Lift out all lines below that contain "this".

- _Extracted data_:
------------------------------------------------
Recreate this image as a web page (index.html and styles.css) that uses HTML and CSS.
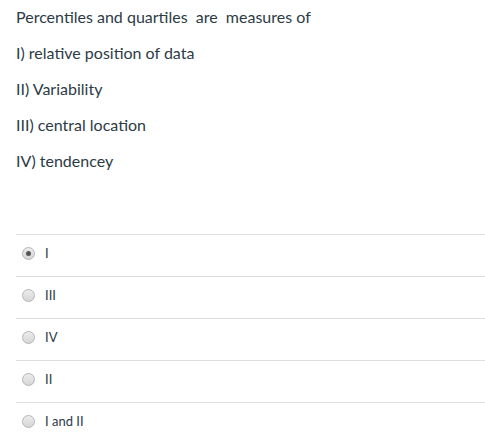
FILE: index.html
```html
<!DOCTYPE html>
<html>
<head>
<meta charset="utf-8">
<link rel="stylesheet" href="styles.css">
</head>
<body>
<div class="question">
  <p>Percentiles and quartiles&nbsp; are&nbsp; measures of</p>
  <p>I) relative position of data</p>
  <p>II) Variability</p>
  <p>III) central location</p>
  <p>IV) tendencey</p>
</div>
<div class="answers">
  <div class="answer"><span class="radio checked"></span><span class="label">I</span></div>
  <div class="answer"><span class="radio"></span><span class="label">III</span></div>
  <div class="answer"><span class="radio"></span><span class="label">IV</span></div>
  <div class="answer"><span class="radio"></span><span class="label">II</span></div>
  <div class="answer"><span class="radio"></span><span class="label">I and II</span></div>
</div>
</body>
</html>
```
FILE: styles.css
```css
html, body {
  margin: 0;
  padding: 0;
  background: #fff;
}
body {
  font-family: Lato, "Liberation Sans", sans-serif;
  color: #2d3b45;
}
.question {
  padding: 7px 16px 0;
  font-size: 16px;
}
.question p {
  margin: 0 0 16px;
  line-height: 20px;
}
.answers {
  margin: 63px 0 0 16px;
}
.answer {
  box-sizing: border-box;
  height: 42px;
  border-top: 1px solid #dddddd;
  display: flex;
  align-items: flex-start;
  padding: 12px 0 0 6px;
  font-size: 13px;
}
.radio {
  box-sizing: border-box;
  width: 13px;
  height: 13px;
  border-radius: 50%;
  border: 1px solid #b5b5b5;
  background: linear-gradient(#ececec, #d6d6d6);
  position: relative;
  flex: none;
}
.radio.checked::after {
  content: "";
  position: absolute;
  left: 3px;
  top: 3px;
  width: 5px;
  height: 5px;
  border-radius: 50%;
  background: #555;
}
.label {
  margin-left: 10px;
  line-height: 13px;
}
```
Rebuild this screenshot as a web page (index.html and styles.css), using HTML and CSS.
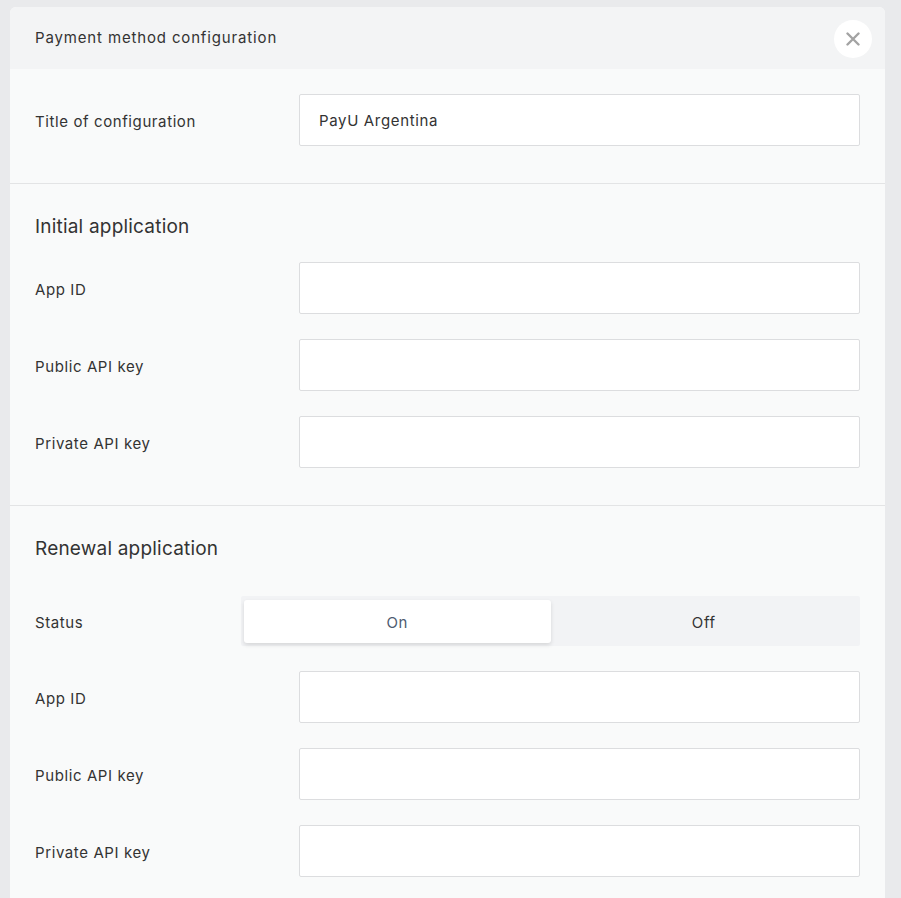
------------------------------------------------
- _Exercise output_:
Recreate this image as a web page (index.html and styles.css) that uses HTML and CSS.
Rebuild this screenshot as a web page (index.html and styles.css), using HTML and CSS.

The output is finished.